Two things: disclosure and delivery. First, clearer revenue bridges tied to AI workloads. Break out AI training and inference contribution within cloud, disclose backlog and average contract duration, and map capex per dollar of incremental gross profit. Second, product milestones that create visible, repeatable demand. For enterprise, that means generative copilots that cut ticket resolution times and software spend, with before-and-after metrics. For consumers, it is search and social experiences that lift engagement without exploding compute costs. Any sign that capex intensity can flatten in 2027 while revenue keeps compounding would reset the narrative. Power deals that lock in economics and acceleration in time-to-market for new data centers would help. Short of that, the burden shifts to quarterly prints to prove traction before each guidance update.

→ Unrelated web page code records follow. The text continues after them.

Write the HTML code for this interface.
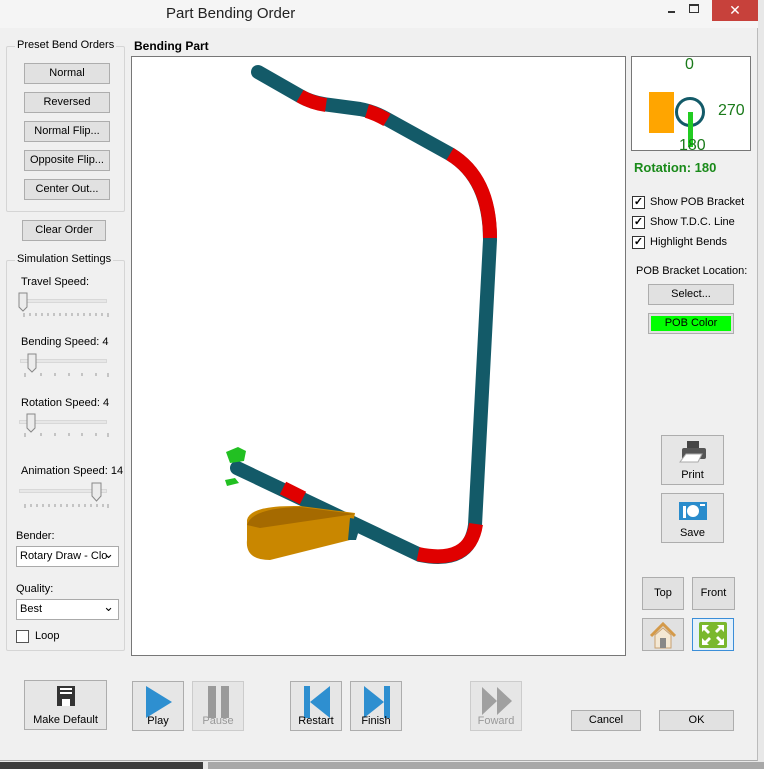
<!DOCTYPE html>
<html><head><meta charset="utf-8"><style>
*{box-sizing:border-box;margin:0;padding:0}
body{width:764px;height:769px;background:#e8e8e8;font-family:"Liberation Sans",sans-serif;font-size:11px;color:#000;position:relative;overflow:hidden}
.win{position:absolute;left:0;top:0;width:758px;height:761px;background:#f0f0f0;border-right:1px solid #bbb;border-bottom:1px solid #aaa}
.title{position:absolute;left:0;top:0;width:758px;height:28px;background:#f5f5f5}
.abs{position:absolute}
.btn{position:absolute;background:#e1e1e1;border:1px solid #adadad;text-align:center;font-size:11px;line-height:19px}
.grp{position:absolute;border:1px solid #d5d5d5;border-radius:2px}
.grp>span{position:absolute;top:-8px;left:8px;background:#f0f0f0;padding:0 2px;font-size:11px}
.chk{position:absolute;width:13px;height:13px;border:1px solid #333;background:#fff;font-size:11px;line-height:11px;text-align:center;font-weight:bold}
.trk{position:absolute;height:4px;border:1px solid #d8d8d8;background:#e7e7e7}
.sel{position:absolute;height:21px;background:#fff;border:1px solid #aaa;font-size:11px;line-height:19px;padding-left:3px}
.sel:after{content:"⌄";position:absolute;right:4px;top:-3px;font-size:13px}
.big{position:absolute;background:#e6e6e6;border:1px solid #adadad;text-align:center;font-size:11px}
.big span{position:absolute;left:0;right:0;bottom:3px}
</style></head><body>
<div class="win">
<div class="title"></div>
<div class="abs" style="left:166px;top:5px;font-size:15px;color:#222">Part Bending Order</div>
<div class="abs" style="left:668px;top:11px;width:7px;height:2px;background:#333"></div>
<div class="abs" style="left:689px;top:4px;width:10px;height:9px;border:1px solid #333;border-top-width:2px"></div>
<div class="abs" style="left:712px;top:0;width:46px;height:21px;background:#c7413b;color:#fff;text-align:center;font-size:14px;line-height:20px">✕</div>

<div class="grp" style="left:6px;top:46px;width:119px;height:166px"><span>Preset Bend Orders</span></div>
<div class="btn" style="left:24px;top:63px;width:86px;height:21px">Normal</div>
<div class="btn" style="left:24px;top:92px;width:86px;height:21px">Reversed</div>
<div class="btn" style="left:24px;top:121px;width:86px;height:21px">Normal Flip...</div>
<div class="btn" style="left:24px;top:150px;width:86px;height:21px">Opposite Flip...</div>
<div class="btn" style="left:24px;top:179px;width:86px;height:21px">Center Out...</div>
<div class="btn" style="left:22px;top:220px;width:84px;height:21px">Clear Order</div>

<div class="grp" style="left:6px;top:260px;width:119px;height:391px"><span>Simulation Settings</span></div>
<div class="abs" style="left:21px;top:276px">Travel Speed:</div>
<div class="trk" style="left:20px;top:299px;width:87px"></div>
<svg class="abs" style="left:18px;top:292px" width="95" height="30"><path d="M1 1h8v14l-4 4l-4-4z" fill="#ececec" stroke="#888"/><g stroke="#999"><path d="M6 21v4M12 21v3M18 21v3M24 21v3M30 21v3M36 21v3M42 21v3M48 21v3M54 21v3M60 21v3M66 21v3M72 21v3M78 21v3M84 21v3M90 21v4"/></g></svg>
<div class="abs" style="left:21px;top:336px">Bending Speed: 4</div>
<div class="trk" style="left:20px;top:359px;width:87px"></div>
<svg class="abs" style="left:27px;top:353px" width="80" height="30"><path d="M1 1h8v14l-4 4l-4-4z" fill="#ececec" stroke="#888"/></svg>
<svg class="abs" style="left:18px;top:372px" width="95" height="8"><g stroke="#999"><path d="M7 1v4M23 1v3M37 1v3M51 1v3M64 1v3M78 1v3M90 1v4"/></g></svg>
<div class="abs" style="left:21px;top:397px">Rotation Speed: 4</div>
<div class="trk" style="left:19px;top:420px;width:88px"></div>
<svg class="abs" style="left:26px;top:413px" width="80" height="30"><path d="M1 1h8v14l-4 4l-4-4z" fill="#ececec" stroke="#888"/></svg>
<svg class="abs" style="left:18px;top:432px" width="95" height="8"><g stroke="#999"><path d="M7 1v4M23 1v3M37 1v3M51 1v3M64 1v3M78 1v3M90 1v4"/></g></svg>
<div class="abs" style="left:21px;top:465px">Animation Speed: 14</div>
<div class="trk" style="left:19px;top:489px;width:88px"></div>
<svg class="abs" style="left:91px;top:482px" width="14" height="22"><path d="M1 1h9v13l-4.5 5l-4.5-5z" fill="#ececec" stroke="#888"/></svg>
<svg class="abs" style="left:18px;top:503px" width="95" height="8"><g stroke="#999"><path d="M7 1v4M13 1v3M19 1v3M25 1v3M31 1v3M37 1v3M43 1v3M49 1v3M55 1v3M61 1v3M67 1v3M73 1v3M79 1v3M85 1v3M90 1v4"/></g></svg>
<div class="abs" style="left:16px;top:530px">Bender:</div>
<div class="sel" style="left:16px;top:546px;width:103px">Rotary Draw - Clo</div>
<div class="abs" style="left:16px;top:583px">Quality:</div>
<div class="sel" style="left:16px;top:599px;width:103px">Best</div>
<div class="chk" style="left:16px;top:630px;border-color:#555"></div>
<div class="abs" style="left:35px;top:630px">Loop</div>

<div class="abs" style="left:134px;top:39px;font-weight:bold;font-size:12px">Bending Part</div>
<div class="abs" style="left:131px;top:56px;width:495px;height:600px;background:#fff;border:1px solid #777"></div>
<svg class="abs" style="left:0;top:0" width="640" height="660">
<g fill="none" stroke-width="14" stroke-linejoin="round">
<path d="M258 72 L300 96 Q312 103 330 105 L360 109 Q372 111 385 118 L450 154 Q490 178 490 240 L475 525 Q470 565 420 555 L237 468" stroke="#135a68" stroke-linecap="round"/>
<path d="M300 96 Q312 103 326 105" stroke="#e00000"/>
<path d="M367 111 Q377 114 387 120" stroke="#e00000"/>
<path d="M450 154 Q490 178 490 238" stroke="#e00000"/>
<path d="M476 524 Q470 565 418 554" stroke="#e00000"/>
<path d="M283 488 L303 498" stroke="#e00000"/>
</g>
<path d="M247 520 Q250 505 300 506 L355 513 L350 540 L270 560 Q245 560 247 540 Z" fill="#c98700"/>
<path d="M247 525 Q252 508 300 507 L355 514 L260 528 Z" fill="#a56a00"/>
<path d="M350 518 L362 520 L356 540 L348 540 Z" fill="#135a68"/>
<path d="M226 452 l12-5 l8 4 l-2 10 l-14 2z M225 480 l10-2 l4 5 l-12 3z" fill="#22c022"/>
</svg>

<div class="abs" style="left:631px;top:56px;width:120px;height:95px;background:#fff;border:1px solid #777"></div>
<div class="abs" style="left:685px;top:56px;color:#1a7a1a;font-size:16px">0</div>
<div class="abs" style="left:649px;top:92px;width:25px;height:41px;background:#ffa500"></div>
<div class="abs" style="left:675px;top:97px;width:30px;height:30px;border:3px solid #135a68;border-radius:50%"></div>
<div class="abs" style="left:688px;top:112px;width:5px;height:35px;background:#22cc22"></div>
<div class="abs" style="left:718px;top:102px;color:#1a7a1a;font-size:16px">270</div>
<div class="abs" style="left:679px;top:137px;color:#1a7a1a;font-size:16px">180</div>
<div class="abs" style="left:634px;top:160px;color:#1a8a1a;font-size:13px;font-weight:bold">Rotation: 180</div>
<div class="chk" style="left:632px;top:196px">✓</div><div class="abs" style="left:650px;top:196px">Show POB Bracket</div>
<div class="chk" style="left:632px;top:216px">✓</div><div class="abs" style="left:650px;top:216px">Show T.D.C. Line</div>
<div class="chk" style="left:632px;top:236px">✓</div><div class="abs" style="left:650px;top:236px">Highlight Bends</div>
<div class="abs" style="left:636px;top:265px">POB Bracket Location:</div>
<div class="btn" style="left:648px;top:284px;width:86px;height:21px">Select...</div>
<div class="btn" style="left:648px;top:313px;width:86px;height:21px;padding:2px"><div style="background:#00ff00;height:15px;line-height:15px">POB Color</div></div>

<div class="big" style="left:661px;top:435px;width:63px;height:50px">
<svg class="abs" style="left:16px;top:4px" width="30" height="26"><rect x="9" y="1" width="12" height="8" fill="#444"/><rect x="4" y="8" width="24" height="11" rx="2" fill="#555"/><path d="M2 22 L8 14 L24 14 L20 22Z" fill="#fff" stroke="#aaa"/></svg><span>Print</span></div>
<div class="big" style="left:661px;top:493px;width:63px;height:50px">
<svg class="abs" style="left:16px;top:6px" width="30" height="22"><rect x="1" y="2" width="28" height="18" fill="#2a8ccc"/><circle cx="15" cy="11" r="6" fill="#fff"/><rect x="5" y="6" width="3" height="12" fill="#fff"/><rect x="22" y="4" width="5" height="2" fill="#fff"/></svg><span>Save</span></div>
<div class="btn" style="left:642px;top:577px;width:42px;height:33px;line-height:31px">Top</div>
<div class="btn" style="left:692px;top:577px;width:43px;height:33px;line-height:31px">Front</div>
<div class="btn" style="left:642px;top:618px;width:42px;height:33px">
<svg width="30" height="30" style="margin-top:1px"><path d="M3 16 L15 4 L27 16" fill="none" stroke="#d49a4a" stroke-width="3"/><path d="M7 15 V28 H23 V15 L15 8Z" fill="#f4e8d4" stroke="#c8a070"/><rect x="12" y="18" width="6" height="10" fill="#888"/></svg></div>
<div class="btn" style="left:692px;top:618px;width:42px;height:33px;border-color:#3b8ed8;background:#e5f1fb">
<svg width="30" height="28" style="margin-top:2px"><rect x="1" y="1" width="28" height="26" rx="2" fill="#7ab82e"/><g fill="#fff"><path d="M4 4h7l-3 3 4 4-2 2-4-4-2 2z M26 4v7l-3-3-4 4-2-2 4-4-2-2z M4 24v-7l3 3 4-4 2 2-4 4 2 2z M26 24h-7l3-3-4-4 2-2 4 4 2-2z"/></g></svg></div>

<div class="big" style="left:24px;top:680px;width:83px;height:50px"><svg class="abs" style="left:31px;top:4px" width="20" height="22"><path d="M1 1h18v20H1z" fill="#333"/><rect x="4" y="3" width="12" height="2" fill="#fff"/><rect x="4" y="7" width="12" height="2" fill="#fff"/><rect x="6" y="14" width="8" height="7" fill="#fff"/></svg><span>Make Default</span></div>
<div class="big" style="left:132px;top:681px;width:52px;height:50px"><svg class="abs" style="left:11px;top:3px" width="30" height="34"><path d="M2 1 L28 17 L2 33Z" fill="#2e8fd0"/></svg><span>Play</span></div>
<div class="big" style="left:192px;top:681px;width:52px;height:50px;color:#999;border-color:#ccc"><svg class="abs" style="left:13px;top:3px" width="26" height="34"><rect x="2" y="1" width="8" height="32" fill="#9a9a9a"/><rect x="15" y="1" width="8" height="32" fill="#9a9a9a"/></svg><span>Pause</span></div>
<div class="big" style="left:290px;top:681px;width:52px;height:50px"><svg class="abs" style="left:12px;top:3px" width="28" height="34"><rect x="1" y="1" width="6" height="32" fill="#2e8fd0"/><path d="M27 1 L7 17 L27 33Z" fill="#2e8fd0"/></svg><span>Restart</span></div>
<div class="big" style="left:350px;top:681px;width:52px;height:50px"><svg class="abs" style="left:12px;top:3px" width="28" height="34"><rect x="21" y="1" width="6" height="32" fill="#2e8fd0"/><path d="M1 1 L21 17 L1 33Z" fill="#2e8fd0"/></svg><span>Finish</span></div>
<div class="big" style="left:470px;top:681px;width:52px;height:50px;color:#999;border-color:#ccc"><svg class="abs" style="left:10px;top:4px" width="32" height="30"><path d="M1 1 L16 15 L1 29Z M16 1 L31 15 L16 29Z" fill="#a0a0a0"/></svg><span>Foward</span></div>
<div class="btn" style="left:571px;top:710px;width:70px;height:21px">Cancel</div>
<div class="btn" style="left:659px;top:710px;width:75px;height:21px">OK</div>
</div>
<div class="abs" style="left:0;top:762px;width:203px;height:7px;background:#3c3c3c"></div>
<div class="abs" style="left:208px;top:762px;width:556px;height:7px;background:#a8a8a8"></div>
</body></html>
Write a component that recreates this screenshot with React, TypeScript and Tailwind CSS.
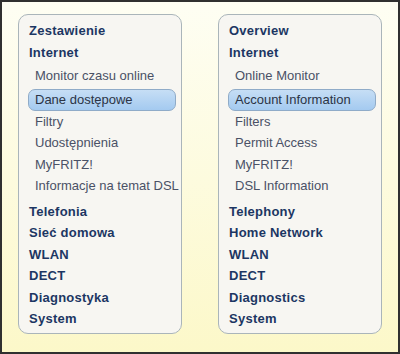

Winners and laggards to watch

The dispersion trade is already on. Suppliers with scarce inputs have a clearer line from spending to earnings. Chipmakers tied to accelerators and memory, advanced packaging foundries, optical networking, power equipment, and select utilities sit on the right side of this capex. Their guidance often rises when hyperscalers talk bigger. Platform companies with margin-dilutive buildouts but slower visible monetization draw the opposite reaction. Expect more selective buying even within the megacaps, favoring those with cleaner ROI math or better disclosure. Keep an eye, too, on balance sheets. While cash piles remain ample, debt-financed infrastructure against a backdrop of uncertain rates can magnify execution risk. The past 24 hours made one thing clear: the market will reward evidence over promises and shorten the leash on AI stories until payback periods tighten.

The bottom line for megacap tech is binary but testable. If AI-driven revenue ramps at scale and unit economics hold, today’s staggering capex becomes an entry cost to a larger, more defensible profit pool. If not, investors will treat each additional billion spent as a valuation headwind. The tape just issued its first serious warning in months. Now it is up to management teams to earn the right to spend.